Jones has courted controversy all through his cricketing career; diplomacy has not been his forte. And it does give one the jitters that such a man should be in the running to coach a team that has been embroiled in chaos and controversies.

Having said that, Pakistan has seen relative calm and stability, besides success, in the past year under Waqar Younis. It’s important that the Pakistan Cricket Board (PCB) opts for a coach who will continue that legacy left by Waqar and consolidate on their recent gains. And that means appointing a coach with similar temperament and coaching methodologies.

Someone like Mudassar Nazar or Aaqib Javib are closer to Waqar in demeanor, besides having a deeper and meaningful knowledge of the players and Pakistani culture. Pakistan cricketers can be volatile and the key is as much in handling the players as much as their playing skills.

Mudassar has been known not to take any nonsense from any player in his role of Chief of the Youth Academy, where he famously threw out Umar Akmal for not living up to his expectations. It’s much easier for a local to clamp that kind of discipline than an outsider like Dean Jones. In Jones, you would have a man that would in essence invite the termites back in the house.
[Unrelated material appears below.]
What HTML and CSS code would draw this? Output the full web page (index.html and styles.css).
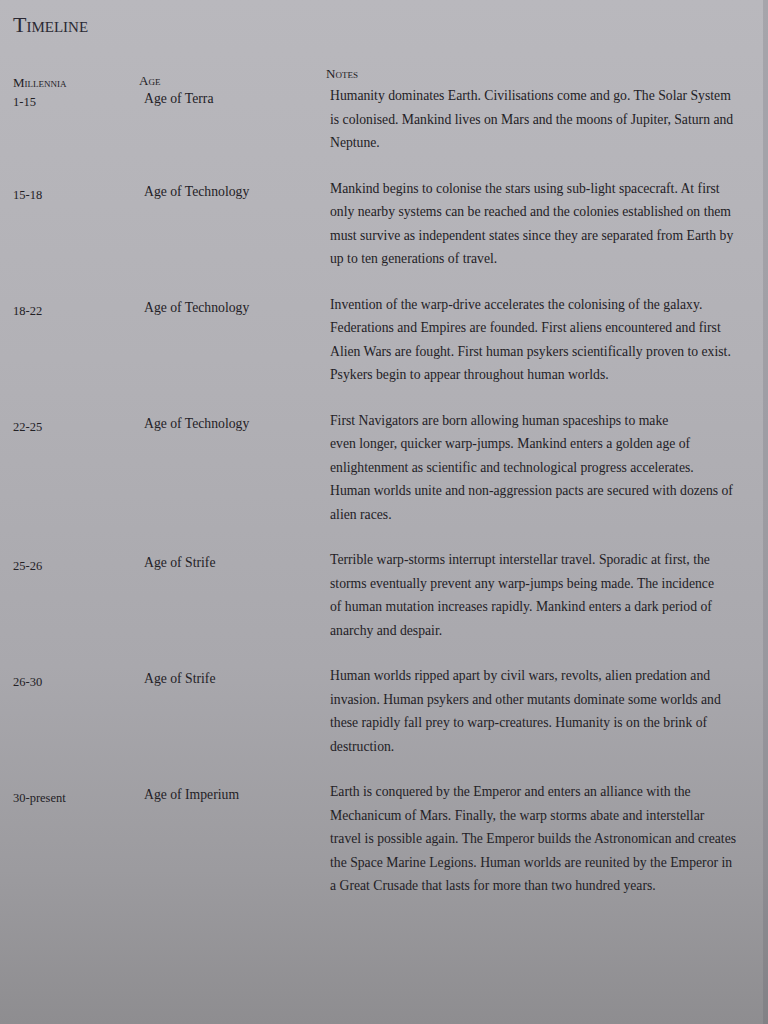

For example, he told The Age newspaper that there was no shortage of talent in Pakistan and if successful in getting the job of the coach, he would try to and get back Shahid Afridi out of retirement after the flamboyant former captain quit over differences with Waqar.

Comments like the one above indicate his ignorance of Pakistan cricket and what has contributed to the smooth functioning of the team.

Jones is also known for shooting his mouth off before thinking and landing in a mess. And there is no better example than him dubbing South African Hashim Amla a “terrorist” in the commentary box. Though it was said in a lighter vein, the comments did not go down well - with the Muslim community in particular. Certainly, that insensitive remark would not be forgotten by the fundamentalists in Pakistan.

Clearly, Jones is not the man Pakistan should be looking at to replace Waqar Younis. They cannot afford to fritter away the good done by the outgoing coach.